*Given data*:
— start —
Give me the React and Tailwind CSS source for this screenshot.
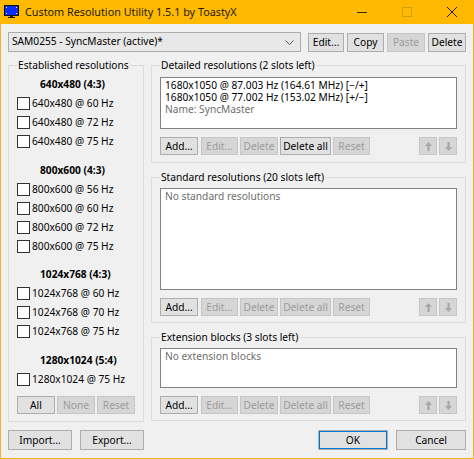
import React from 'react';

function Btn({ children, disabled, className = '' }) {
  return (
    <button
      type="button"
      className={`flex shrink-0 items-center justify-center border leading-none ${
        disabled
          ? 'bg-[#d6d6d6] border-[#c6c6c6] text-[#9c9c9c]'
          : 'bg-[#e1e1e1] border-[#adadad] text-black'
      } ${className}`}
    >
      {children}
    </button>
  );
}

function Arrow({ down }) {
  return (
    <svg width="7" height="9" viewBox="0 0 7 9" className={down ? 'rotate-180' : ''}>
      <path d="M3.5 0 L7 4 H4.6 V9 H2.4 V4 H0 Z" fill="#a6a6a6" />
    </svg>
  );
}

function ListGroup({ title, listH, pt, pb, textPt, canDeleteAll, children }) {
  return (
    <fieldset className={`border border-[#dcdcdc] px-[8px] ${pt} ${pb}`}>
      <legend className="whitespace-nowrap px-[1px] leading-[13px]">{title}</legend>
      <div className={`whitespace-nowrap border border-[#828282] bg-white pl-[4px] leading-[12px] ${listH} ${textPt}`}>
        {children}
      </div>
      <div className="mt-[8px] flex h-[18px]">
        <Btn className="w-[38px]">Add...</Btn>
        <Btn disabled className="ml-[3px] w-[37px]">Edit...</Btn>
        <Btn disabled className="ml-[2px] w-[38px]">Delete</Btn>
        <Btn disabled={!canDeleteAll} className="ml-[2px] w-[51px]">Delete all</Btn>
        <Btn disabled className="ml-[2px] w-[37px]">Reset</Btn>
        <div className="flex-1" />
        <Btn disabled className="w-[18px]"><Arrow /></Btn>
        <Btn disabled className="ml-[2px] w-[18px]"><Arrow down /></Btn>
      </div>
    </fieldset>
  );
}

function Check({ label }) {
  return (
    <div className="flex h-[19px] items-center gap-[2px] whitespace-nowrap">
      <div className="h-[13px] w-[13px] shrink-0 border border-[#333333] bg-white" />
      <span>{label}</span>
    </div>
  );
}

function Block({ heading, items, mt }) {
  return (
    <div className={mt}>
      <div className="flex h-[18px] items-center whitespace-nowrap pl-[23px] font-bold">{heading}</div>
      {items.map((it) => (
        <Check key={it} label={it} />
      ))}
    </div>
  );
}

export default function App() {
  return (
    <div className="flex h-[459px] w-[474px] flex-col overflow-hidden bg-[#f0f0f0] font-['Noto_Sans',sans-serif] text-[10.2px] text-black">
      {/* title bar */}
      <div className="flex h-[24px] shrink-0 items-center bg-[#ffb900]">
        <svg width="16" height="14" viewBox="0 0 16 14" className="ml-[4px]">
          <rect x="0.5" y="0.5" width="14" height="10" fill="#0a2cff" stroke="#111" />
          <rect x="2" y="2" width="1" height="1" fill="#fff" />
          <rect x="12" y="2" width="1" height="1" fill="#fff" />
          <rect x="2" y="8" width="1" height="1" fill="#fff" />
          <rect x="12" y="8" width="1" height="1" fill="#fff" />
          <rect x="6" y="11" width="3" height="1" fill="#111" />
          <rect x="4" y="12" width="7" height="1" fill="#111" />
        </svg>
        <span className="ml-[5px] text-[10.8px] text-[#231c00]">Custom Resolution Utility 1.5.1 by ToastyX</span>
        <div className="flex-1" />
        <div className="flex h-full w-[45px] items-center justify-center">
          <div className="h-px w-[10px] bg-[#3a2c00]" />
        </div>
        <div className="flex h-full w-[45px] items-center justify-center">
          <div className="h-[10px] w-[10px] border border-[#d69f10]" />
        </div>
        <div className="flex h-full w-[45px] items-center justify-center">
          <svg width="10" height="10" viewBox="0 0 10 10">
            <path d="M0 0 L10 10 M10 0 L0 10" stroke="#2a2000" strokeWidth="1" />
          </svg>
        </div>
      </div>

      {/* body */}
      <div className="flex flex-1 flex-col border-x border-b border-[#f2b320] pl-[7px] pr-[7px]">
        <div className="mt-[8px] flex h-[20px] items-center">
          <div className="flex h-[20px] w-[294px] items-center border border-[#adadad] bg-[#e8e8e8] pl-[3px]">
            <span className="flex-1">SAM0255 - SyncMaster (active)*</span>
            <svg width="9" height="5" viewBox="0 0 9 5" className="mr-[6px]">
              <path d="M0.5 0.5 L4.5 4.5 L8.5 0.5" fill="none" stroke="#555" />
            </svg>
          </div>
          <Btn className="ml-[7px] h-[19px] w-[36px]">Edit...</Btn>
          <Btn className="ml-[3px] h-[19px] w-[37px]">Copy</Btn>
          <Btn disabled className="ml-[3px] h-[19px] w-[38px]">Paste</Btn>
          <Btn className="ml-[3px] h-[19px] w-[38px]">Delete</Btn>
        </div>

        <div className="mt-[7px] flex items-start gap-[7px]">
          {/* established */}
          <fieldset className="w-[136px] border border-[#dcdcdc] px-[8px] pt-[4px] pb-[7px]">
            <legend className="whitespace-nowrap px-[1px] leading-[13px]">Established resolutions</legend>
            <Block heading="640x480 (4:3)" items={['640x480 @ 60 Hz', '640x480 @ 72 Hz', '640x480 @ 75 Hz']} mt="" />
            <Block
              heading="800x600 (4:3)"
              items={['800x600 @ 56 Hz', '800x600 @ 60 Hz', '800x600 @ 72 Hz', '800x600 @ 75 Hz']}
              mt="mt-[11px]"
            />
            <Block heading="1024x768 (4:3)" items={['1024x768 @ 60 Hz', '1024x768 @ 70 Hz', '1024x768 @ 75 Hz']} mt="mt-[10px]" />
            <Block heading="1280x1024 (5:4)" items={['1280x1024 @ 75 Hz']} mt="mt-[11px]" />
            <div className="mt-[7px] flex h-[18px] gap-[2px]">
              <Btn className="w-[38px]">All</Btn>
              <Btn disabled className="w-[38px]">None</Btn>
              <Btn disabled className="w-[38px]">Reset</Btn>
            </div>
          </fieldset>

          {/* right column */}
          <div className="flex w-[315px] flex-col">
            <ListGroup title="Detailed resolutions (2 slots left)" listH="h-[52px]" pt="pt-[5px]" pb="pb-[7px]" textPt="pt-[1px]" canDeleteAll>
              <div>1680x1050 @ 87.003 Hz (164.61 MHz) [−/+]</div>
              <div>1680x1050 @ 77.002 Hz (153.02 MHz) [+/−]</div>
              <div className="text-[#6d6d6d]">Name: SyncMaster</div>
            </ListGroup>
            <div className="mt-[8px]">
              <ListGroup title="Standard resolutions (20 slots left)" listH="h-[102px]" pt="pt-[4px]" pb="pb-[6px]" textPt="pt-[1px]">
                <div className="text-[#6d6d6d]">No standard resolutions</div>
              </ListGroup>
            </div>
            <div className="mt-[8px]">
              <ListGroup title="Extension blocks (3 slots left)" listH="h-[40px]" pt="pt-[4px]" pb="pb-[6px]" textPt="pt-[1px]">
                <div className="text-[#6d6d6d]">No extension blocks</div>
              </ListGroup>
            </div>
          </div>
        </div>

        <div className="mt-[8px] flex h-[20px]">
          <Btn className="w-[64px]">Import...</Btn>
          <Btn className="ml-[8px] w-[64px]">Export...</Btn>
          <div className="flex-1" />
          <Btn className="w-[70px] border-[#0078d7] shadow-[inset_0_0_0_1px_#0078d7]">OK</Btn>
          <Btn className="ml-[8px] w-[70px]">Cancel</Btn>
        </div>
      </div>
    </div>
  );
}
— end —
*Task prompt*:
Extract, word for word, each line from the top of the data down to and including the line with "import React from 'react';"; skip the pictures.

*Task output*:
Give me the React and Tailwind CSS source for this screenshot.
import React from 'react';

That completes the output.